## Rows

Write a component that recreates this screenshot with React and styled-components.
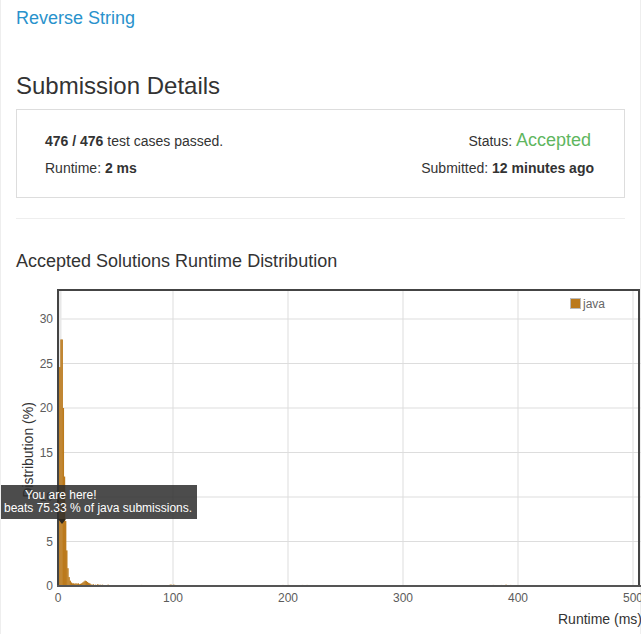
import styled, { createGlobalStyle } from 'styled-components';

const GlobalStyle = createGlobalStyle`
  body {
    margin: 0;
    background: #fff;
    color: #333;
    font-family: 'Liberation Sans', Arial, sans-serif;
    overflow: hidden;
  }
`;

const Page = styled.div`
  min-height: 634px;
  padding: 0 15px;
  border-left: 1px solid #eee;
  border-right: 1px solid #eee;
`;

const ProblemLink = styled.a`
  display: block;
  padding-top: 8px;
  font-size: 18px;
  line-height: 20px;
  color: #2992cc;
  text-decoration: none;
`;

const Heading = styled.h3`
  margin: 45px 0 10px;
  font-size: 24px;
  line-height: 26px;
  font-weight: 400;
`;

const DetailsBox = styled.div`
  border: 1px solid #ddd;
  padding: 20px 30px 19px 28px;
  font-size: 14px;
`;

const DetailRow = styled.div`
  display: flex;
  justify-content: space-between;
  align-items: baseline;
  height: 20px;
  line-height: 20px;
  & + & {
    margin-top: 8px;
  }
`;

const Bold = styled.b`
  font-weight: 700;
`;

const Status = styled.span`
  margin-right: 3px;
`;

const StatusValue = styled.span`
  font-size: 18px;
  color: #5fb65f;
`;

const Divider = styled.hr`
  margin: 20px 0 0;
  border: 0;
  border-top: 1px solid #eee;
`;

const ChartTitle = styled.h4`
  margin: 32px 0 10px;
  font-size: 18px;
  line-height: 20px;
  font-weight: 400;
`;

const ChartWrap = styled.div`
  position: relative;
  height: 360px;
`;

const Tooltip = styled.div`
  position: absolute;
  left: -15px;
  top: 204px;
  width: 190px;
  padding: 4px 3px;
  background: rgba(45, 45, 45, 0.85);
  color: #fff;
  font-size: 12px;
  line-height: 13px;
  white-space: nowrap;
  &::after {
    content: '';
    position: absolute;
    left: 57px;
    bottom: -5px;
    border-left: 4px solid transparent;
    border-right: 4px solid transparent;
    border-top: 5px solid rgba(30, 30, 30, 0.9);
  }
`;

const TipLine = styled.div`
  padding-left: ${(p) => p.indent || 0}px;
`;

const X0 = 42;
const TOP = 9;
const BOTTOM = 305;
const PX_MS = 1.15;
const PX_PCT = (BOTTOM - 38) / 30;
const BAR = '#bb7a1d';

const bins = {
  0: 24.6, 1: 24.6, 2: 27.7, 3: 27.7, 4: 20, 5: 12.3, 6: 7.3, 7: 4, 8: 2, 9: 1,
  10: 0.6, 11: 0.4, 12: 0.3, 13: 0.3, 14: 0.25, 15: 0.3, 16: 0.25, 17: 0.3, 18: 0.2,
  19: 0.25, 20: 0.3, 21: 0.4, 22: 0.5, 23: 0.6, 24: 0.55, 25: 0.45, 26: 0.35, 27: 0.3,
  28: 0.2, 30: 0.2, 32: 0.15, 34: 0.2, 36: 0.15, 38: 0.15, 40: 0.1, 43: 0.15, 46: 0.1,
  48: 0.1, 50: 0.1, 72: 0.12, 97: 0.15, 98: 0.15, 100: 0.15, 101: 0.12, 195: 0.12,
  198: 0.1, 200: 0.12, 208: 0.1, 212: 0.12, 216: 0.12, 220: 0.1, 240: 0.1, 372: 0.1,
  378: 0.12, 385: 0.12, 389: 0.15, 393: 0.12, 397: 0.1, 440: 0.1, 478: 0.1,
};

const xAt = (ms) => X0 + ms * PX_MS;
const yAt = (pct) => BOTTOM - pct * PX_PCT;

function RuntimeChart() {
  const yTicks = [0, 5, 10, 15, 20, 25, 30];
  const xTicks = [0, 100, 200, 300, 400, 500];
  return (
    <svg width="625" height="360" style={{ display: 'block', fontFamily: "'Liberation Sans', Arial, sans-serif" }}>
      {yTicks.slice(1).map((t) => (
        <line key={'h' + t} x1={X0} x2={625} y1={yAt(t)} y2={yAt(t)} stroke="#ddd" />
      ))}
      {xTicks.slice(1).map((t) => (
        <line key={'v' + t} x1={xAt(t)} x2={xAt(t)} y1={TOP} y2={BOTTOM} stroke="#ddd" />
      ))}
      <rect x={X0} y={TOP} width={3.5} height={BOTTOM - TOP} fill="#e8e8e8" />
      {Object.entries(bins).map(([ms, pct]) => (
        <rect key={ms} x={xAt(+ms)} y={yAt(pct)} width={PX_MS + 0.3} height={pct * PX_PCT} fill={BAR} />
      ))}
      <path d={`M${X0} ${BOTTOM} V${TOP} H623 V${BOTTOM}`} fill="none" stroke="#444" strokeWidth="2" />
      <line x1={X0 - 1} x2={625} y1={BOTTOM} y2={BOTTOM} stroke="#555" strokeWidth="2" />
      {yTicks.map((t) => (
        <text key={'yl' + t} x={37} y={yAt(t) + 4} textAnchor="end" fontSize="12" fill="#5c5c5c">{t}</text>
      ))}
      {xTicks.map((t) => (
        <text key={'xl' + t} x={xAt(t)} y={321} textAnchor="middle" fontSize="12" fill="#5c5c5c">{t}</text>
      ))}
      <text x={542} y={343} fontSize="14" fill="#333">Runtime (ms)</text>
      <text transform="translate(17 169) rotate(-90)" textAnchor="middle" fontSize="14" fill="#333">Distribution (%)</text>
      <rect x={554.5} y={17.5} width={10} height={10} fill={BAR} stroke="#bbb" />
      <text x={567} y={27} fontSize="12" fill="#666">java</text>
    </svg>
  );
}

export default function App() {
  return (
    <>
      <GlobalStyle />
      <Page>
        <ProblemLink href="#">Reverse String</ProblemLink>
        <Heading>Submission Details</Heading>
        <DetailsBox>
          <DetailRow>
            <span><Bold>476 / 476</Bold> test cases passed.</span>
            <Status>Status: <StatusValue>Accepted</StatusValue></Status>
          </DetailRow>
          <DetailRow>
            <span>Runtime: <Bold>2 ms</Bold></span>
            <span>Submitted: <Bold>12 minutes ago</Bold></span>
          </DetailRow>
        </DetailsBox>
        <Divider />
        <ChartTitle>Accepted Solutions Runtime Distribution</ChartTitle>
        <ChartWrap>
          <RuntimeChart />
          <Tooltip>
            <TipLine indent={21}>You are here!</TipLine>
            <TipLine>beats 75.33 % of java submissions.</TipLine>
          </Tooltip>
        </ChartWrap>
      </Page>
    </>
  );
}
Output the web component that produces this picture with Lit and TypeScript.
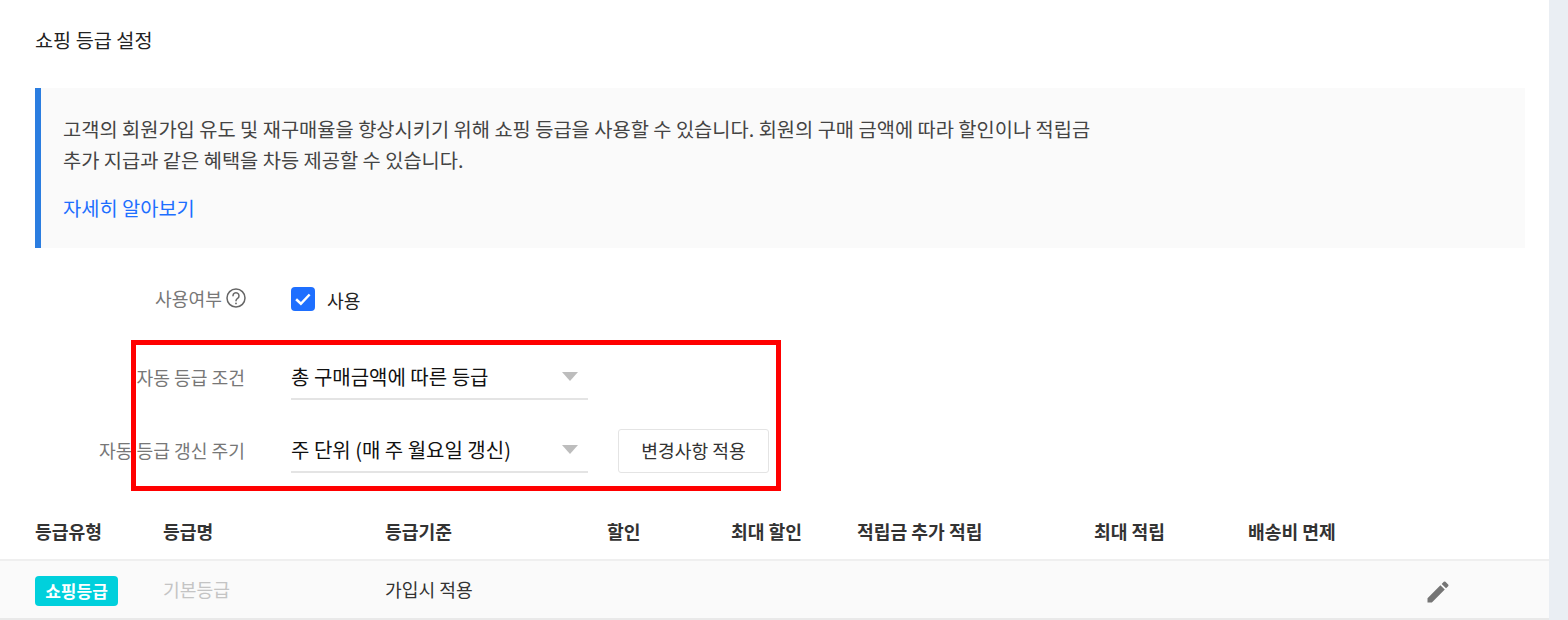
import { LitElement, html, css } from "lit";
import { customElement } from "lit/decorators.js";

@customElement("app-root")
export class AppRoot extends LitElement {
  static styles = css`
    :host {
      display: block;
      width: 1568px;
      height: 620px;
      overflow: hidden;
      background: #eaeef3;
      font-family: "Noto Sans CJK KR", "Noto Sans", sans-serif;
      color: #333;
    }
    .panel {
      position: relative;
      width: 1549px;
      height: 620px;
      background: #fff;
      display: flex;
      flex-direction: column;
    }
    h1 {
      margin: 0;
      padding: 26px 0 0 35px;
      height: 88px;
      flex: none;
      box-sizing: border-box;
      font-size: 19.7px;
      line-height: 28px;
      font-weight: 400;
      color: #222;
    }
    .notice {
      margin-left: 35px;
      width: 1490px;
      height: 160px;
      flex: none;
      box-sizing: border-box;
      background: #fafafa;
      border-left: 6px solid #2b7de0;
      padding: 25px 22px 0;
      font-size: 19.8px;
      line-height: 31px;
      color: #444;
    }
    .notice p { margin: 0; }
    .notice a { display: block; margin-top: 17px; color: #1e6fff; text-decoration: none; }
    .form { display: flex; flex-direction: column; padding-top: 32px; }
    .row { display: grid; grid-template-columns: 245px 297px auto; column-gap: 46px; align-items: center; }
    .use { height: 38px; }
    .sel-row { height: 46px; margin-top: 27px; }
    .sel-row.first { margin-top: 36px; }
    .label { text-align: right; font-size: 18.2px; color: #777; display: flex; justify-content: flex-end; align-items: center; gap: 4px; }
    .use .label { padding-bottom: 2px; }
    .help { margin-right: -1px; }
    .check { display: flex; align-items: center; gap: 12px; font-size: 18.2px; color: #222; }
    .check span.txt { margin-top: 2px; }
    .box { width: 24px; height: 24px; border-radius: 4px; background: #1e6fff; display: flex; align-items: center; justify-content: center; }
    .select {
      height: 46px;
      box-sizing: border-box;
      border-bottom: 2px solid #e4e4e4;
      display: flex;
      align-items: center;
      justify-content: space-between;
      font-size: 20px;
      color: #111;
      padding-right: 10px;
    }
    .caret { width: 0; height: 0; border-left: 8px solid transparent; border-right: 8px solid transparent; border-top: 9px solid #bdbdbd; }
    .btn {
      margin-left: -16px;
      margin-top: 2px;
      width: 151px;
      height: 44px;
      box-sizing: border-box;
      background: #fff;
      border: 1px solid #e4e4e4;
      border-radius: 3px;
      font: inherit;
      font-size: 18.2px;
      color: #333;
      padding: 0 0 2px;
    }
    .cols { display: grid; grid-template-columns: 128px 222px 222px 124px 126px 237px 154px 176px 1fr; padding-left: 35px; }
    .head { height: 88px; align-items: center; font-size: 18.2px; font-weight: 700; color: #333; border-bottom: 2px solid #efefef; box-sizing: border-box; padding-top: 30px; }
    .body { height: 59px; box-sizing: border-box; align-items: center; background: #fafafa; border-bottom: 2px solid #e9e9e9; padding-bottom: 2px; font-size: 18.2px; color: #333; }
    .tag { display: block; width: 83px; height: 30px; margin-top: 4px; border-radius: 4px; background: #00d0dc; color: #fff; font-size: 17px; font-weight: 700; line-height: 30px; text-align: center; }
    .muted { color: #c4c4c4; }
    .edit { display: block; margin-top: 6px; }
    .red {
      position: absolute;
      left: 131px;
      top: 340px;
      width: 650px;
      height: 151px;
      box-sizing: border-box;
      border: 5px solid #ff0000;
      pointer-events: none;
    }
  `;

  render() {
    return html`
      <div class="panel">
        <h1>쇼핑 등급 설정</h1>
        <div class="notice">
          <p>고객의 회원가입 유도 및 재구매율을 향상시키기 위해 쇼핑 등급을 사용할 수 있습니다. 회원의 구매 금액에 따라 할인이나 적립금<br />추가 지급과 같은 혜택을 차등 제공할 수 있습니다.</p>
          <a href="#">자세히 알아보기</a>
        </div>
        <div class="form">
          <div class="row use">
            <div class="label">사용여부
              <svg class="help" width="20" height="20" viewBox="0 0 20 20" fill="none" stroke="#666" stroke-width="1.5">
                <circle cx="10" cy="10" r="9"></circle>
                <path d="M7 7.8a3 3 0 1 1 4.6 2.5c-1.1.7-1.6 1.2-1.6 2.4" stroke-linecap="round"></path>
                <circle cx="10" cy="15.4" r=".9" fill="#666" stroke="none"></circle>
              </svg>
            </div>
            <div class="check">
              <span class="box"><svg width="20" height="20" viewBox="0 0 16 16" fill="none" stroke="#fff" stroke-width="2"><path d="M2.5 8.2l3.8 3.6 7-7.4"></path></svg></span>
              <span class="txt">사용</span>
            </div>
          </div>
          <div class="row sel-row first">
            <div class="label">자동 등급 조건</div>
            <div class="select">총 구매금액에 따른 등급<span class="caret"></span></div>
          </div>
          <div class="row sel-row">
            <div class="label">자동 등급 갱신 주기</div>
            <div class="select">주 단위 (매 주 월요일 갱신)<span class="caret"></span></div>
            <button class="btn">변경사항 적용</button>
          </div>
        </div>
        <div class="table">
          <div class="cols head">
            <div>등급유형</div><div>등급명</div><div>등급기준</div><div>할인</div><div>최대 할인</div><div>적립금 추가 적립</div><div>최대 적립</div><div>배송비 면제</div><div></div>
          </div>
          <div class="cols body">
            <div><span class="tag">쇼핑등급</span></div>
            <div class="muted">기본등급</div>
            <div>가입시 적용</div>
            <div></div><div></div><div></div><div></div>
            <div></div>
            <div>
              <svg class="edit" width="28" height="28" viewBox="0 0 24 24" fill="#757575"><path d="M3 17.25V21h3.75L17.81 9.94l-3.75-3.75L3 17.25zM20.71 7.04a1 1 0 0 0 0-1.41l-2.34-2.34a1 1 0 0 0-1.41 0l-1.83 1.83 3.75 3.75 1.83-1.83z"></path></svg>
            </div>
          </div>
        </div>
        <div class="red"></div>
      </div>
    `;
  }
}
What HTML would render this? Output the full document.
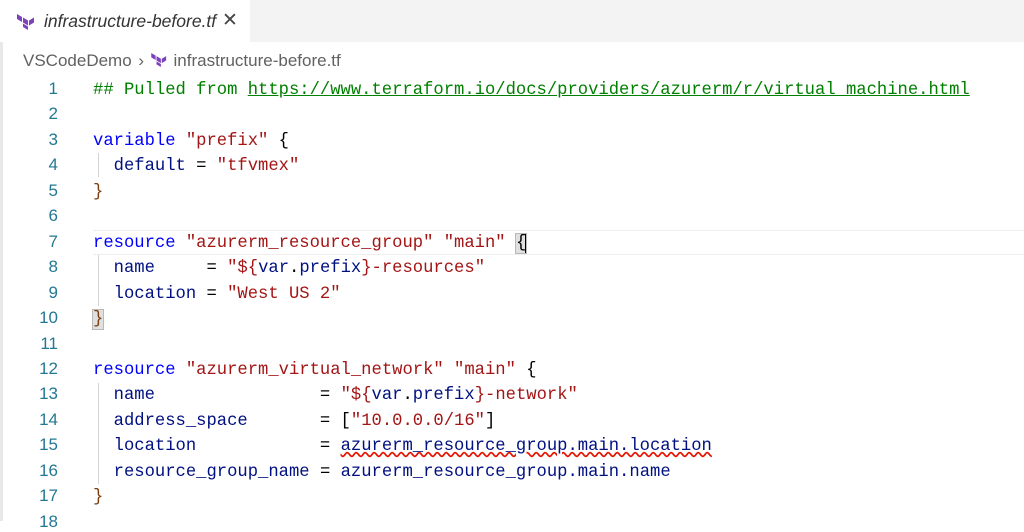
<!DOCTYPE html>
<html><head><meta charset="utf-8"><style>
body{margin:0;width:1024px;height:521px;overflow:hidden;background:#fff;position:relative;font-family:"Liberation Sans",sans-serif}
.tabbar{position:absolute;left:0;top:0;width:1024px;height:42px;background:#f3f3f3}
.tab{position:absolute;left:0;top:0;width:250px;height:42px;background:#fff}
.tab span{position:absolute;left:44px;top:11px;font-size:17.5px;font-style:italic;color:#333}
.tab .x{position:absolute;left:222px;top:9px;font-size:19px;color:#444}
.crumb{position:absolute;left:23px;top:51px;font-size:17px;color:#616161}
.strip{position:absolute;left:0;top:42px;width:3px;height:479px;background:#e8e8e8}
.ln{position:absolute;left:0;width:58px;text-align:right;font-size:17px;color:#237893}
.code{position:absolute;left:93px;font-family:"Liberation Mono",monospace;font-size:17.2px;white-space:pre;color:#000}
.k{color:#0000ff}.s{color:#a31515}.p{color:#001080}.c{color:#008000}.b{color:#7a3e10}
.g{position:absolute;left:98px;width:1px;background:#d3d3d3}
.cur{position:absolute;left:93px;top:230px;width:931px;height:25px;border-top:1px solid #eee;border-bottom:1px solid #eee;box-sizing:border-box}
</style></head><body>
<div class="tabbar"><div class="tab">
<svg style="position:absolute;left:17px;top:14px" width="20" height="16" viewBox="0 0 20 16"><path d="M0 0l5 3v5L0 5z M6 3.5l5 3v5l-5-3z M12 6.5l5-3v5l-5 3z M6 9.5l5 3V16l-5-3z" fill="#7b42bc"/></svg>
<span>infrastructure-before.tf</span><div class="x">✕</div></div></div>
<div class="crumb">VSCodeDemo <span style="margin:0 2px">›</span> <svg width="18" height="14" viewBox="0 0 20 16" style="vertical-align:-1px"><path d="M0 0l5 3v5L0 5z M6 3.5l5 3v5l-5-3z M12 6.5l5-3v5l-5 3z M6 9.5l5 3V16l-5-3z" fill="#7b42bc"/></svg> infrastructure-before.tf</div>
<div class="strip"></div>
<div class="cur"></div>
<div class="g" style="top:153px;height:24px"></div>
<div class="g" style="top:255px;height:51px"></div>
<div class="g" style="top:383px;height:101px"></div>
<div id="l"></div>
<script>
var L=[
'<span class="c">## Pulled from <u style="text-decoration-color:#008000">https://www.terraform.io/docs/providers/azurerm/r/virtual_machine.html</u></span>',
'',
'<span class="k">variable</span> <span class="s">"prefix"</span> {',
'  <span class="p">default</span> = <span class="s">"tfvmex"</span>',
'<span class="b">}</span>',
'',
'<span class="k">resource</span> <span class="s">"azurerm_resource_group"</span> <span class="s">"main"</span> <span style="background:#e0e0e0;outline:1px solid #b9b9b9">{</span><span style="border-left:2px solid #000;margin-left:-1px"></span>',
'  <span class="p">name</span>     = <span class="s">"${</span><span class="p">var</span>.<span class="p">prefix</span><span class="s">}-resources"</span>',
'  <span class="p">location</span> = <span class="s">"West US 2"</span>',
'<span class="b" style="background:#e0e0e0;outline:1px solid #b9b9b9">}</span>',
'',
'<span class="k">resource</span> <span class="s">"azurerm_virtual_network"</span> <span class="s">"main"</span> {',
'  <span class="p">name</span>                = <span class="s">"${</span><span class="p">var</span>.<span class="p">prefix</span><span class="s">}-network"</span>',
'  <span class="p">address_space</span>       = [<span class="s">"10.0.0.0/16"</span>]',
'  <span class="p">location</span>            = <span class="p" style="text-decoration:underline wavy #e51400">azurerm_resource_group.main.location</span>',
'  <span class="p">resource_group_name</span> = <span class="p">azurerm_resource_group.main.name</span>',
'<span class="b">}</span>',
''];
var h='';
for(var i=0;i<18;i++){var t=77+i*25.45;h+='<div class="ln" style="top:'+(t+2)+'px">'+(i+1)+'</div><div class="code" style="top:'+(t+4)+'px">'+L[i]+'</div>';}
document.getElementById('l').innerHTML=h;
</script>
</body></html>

## Problem to work on
State how many lines of the listing include "that", and nothing more.

## The result
2